*Task to complete*: Only the lines from the start of the data to the line containing "gap: 10.5px;", both included, should be output, exactly and without pictures.

*Dataset records*:
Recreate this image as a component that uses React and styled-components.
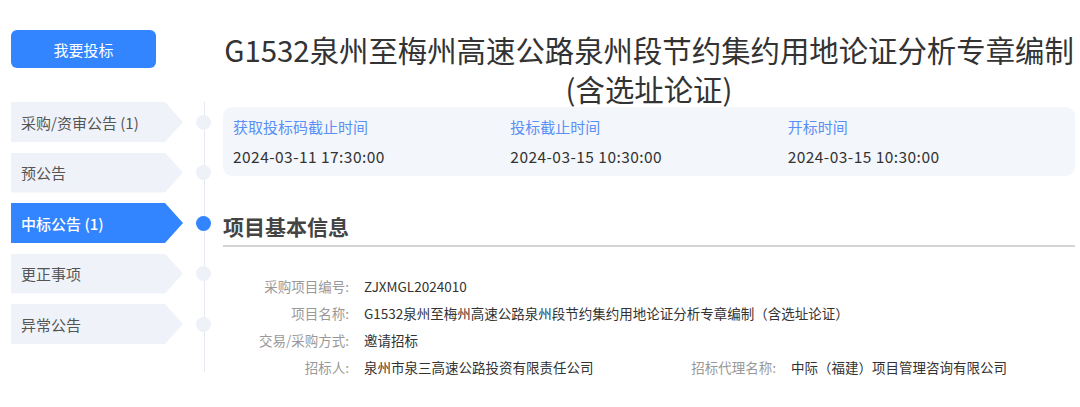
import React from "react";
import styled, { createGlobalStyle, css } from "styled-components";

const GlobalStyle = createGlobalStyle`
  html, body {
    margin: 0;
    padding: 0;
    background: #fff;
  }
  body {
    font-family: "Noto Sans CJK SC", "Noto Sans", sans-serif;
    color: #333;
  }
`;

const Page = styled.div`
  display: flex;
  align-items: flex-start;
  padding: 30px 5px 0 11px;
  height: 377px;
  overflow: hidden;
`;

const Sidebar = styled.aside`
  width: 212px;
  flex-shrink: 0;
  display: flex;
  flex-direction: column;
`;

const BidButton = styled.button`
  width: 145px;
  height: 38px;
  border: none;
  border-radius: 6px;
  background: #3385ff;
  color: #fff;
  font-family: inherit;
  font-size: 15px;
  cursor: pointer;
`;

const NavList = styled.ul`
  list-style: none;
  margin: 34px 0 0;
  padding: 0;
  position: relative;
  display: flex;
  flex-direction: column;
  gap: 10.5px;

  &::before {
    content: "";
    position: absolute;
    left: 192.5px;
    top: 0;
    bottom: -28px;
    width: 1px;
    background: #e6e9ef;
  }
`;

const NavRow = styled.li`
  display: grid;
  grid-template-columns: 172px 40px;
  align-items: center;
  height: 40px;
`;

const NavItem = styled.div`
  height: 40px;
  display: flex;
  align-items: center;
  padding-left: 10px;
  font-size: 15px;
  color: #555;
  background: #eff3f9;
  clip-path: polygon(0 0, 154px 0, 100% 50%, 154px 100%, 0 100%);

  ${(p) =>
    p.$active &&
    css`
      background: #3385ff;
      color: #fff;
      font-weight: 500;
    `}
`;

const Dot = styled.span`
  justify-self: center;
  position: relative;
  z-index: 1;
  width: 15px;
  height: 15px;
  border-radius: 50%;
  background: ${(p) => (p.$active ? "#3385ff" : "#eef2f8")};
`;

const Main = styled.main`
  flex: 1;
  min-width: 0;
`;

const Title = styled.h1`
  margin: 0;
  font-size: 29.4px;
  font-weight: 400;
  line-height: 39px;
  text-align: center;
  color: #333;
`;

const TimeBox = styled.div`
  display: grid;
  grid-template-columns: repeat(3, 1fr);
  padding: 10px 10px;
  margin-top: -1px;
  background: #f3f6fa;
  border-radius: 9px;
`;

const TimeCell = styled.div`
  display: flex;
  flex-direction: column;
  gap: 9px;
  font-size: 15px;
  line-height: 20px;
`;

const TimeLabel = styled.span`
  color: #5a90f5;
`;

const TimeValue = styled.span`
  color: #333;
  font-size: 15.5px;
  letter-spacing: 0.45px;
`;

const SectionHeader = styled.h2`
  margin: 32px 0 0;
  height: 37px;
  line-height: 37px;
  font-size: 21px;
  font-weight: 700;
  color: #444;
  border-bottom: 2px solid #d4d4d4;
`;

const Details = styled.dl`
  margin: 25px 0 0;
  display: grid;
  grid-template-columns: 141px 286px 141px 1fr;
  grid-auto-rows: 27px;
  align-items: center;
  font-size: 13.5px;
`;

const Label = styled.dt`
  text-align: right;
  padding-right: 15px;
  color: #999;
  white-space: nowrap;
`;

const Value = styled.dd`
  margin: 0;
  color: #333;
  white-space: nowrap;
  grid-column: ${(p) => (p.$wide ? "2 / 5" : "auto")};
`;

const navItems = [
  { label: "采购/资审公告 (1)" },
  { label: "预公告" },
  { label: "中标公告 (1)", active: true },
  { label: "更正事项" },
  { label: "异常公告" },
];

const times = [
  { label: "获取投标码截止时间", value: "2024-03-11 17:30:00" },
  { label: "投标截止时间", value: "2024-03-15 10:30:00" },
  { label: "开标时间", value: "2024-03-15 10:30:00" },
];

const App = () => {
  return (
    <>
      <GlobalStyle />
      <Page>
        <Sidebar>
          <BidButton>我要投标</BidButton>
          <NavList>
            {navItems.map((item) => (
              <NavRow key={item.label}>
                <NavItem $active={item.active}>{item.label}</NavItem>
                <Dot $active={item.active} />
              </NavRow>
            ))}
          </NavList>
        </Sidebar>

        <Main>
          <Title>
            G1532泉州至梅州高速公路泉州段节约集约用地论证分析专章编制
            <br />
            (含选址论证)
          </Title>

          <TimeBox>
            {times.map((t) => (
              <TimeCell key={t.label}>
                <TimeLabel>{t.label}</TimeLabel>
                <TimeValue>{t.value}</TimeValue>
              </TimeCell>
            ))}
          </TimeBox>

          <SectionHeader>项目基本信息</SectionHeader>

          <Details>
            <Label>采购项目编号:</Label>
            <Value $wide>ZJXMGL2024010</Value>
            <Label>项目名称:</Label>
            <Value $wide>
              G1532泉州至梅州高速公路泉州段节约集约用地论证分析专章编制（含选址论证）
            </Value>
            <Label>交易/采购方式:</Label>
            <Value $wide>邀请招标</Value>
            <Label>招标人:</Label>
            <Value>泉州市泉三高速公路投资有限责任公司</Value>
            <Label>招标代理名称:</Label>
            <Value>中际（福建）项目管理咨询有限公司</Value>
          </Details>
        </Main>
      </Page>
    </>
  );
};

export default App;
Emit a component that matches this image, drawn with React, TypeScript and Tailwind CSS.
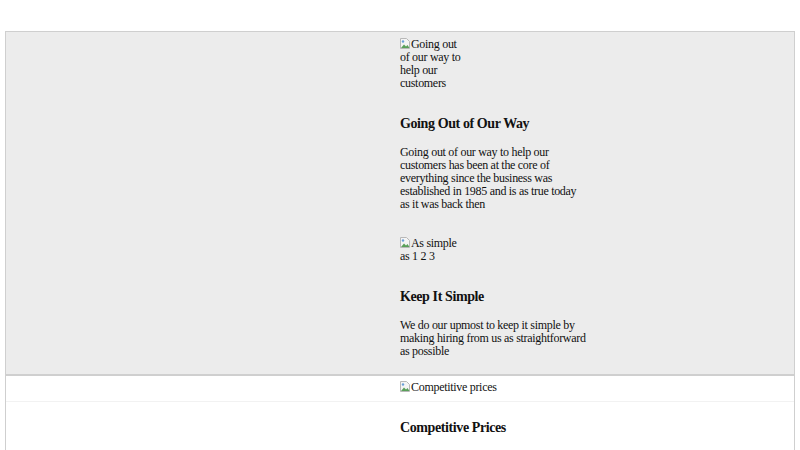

*Output*:
Recreate this image as a component that uses React and styled-components.
import React from "react";
import styled, { createGlobalStyle, css } from "styled-components";

const GlobalStyle = createGlobalStyle`
  html, body {
    margin: 0;
    padding: 0;
    background: #fff;
  }
  body {
    font-family: "Noto Sans CJK SC", "Noto Sans", sans-serif;
    color: #333;
  }
`;

const Page = styled.div`
  display: flex;
  align-items: flex-start;
  padding: 30px 5px 0 11px;
  height: 377px;
  overflow: hidden;
`;

const Sidebar = styled.aside`
  width: 212px;
  flex-shrink: 0;
  display: flex;
  flex-direction: column;
`;

const BidButton = styled.button`
  width: 145px;
  height: 38px;
  border: none;
  border-radius: 6px;
  background: #3385ff;
  color: #fff;
  font-family: inherit;
  font-size: 15px;
  cursor: pointer;
`;

const NavList = styled.ul`
  list-style: none;
  margin: 34px 0 0;
  padding: 0;
  position: relative;
  display: flex;
  flex-direction: column;
  gap: 10.5px;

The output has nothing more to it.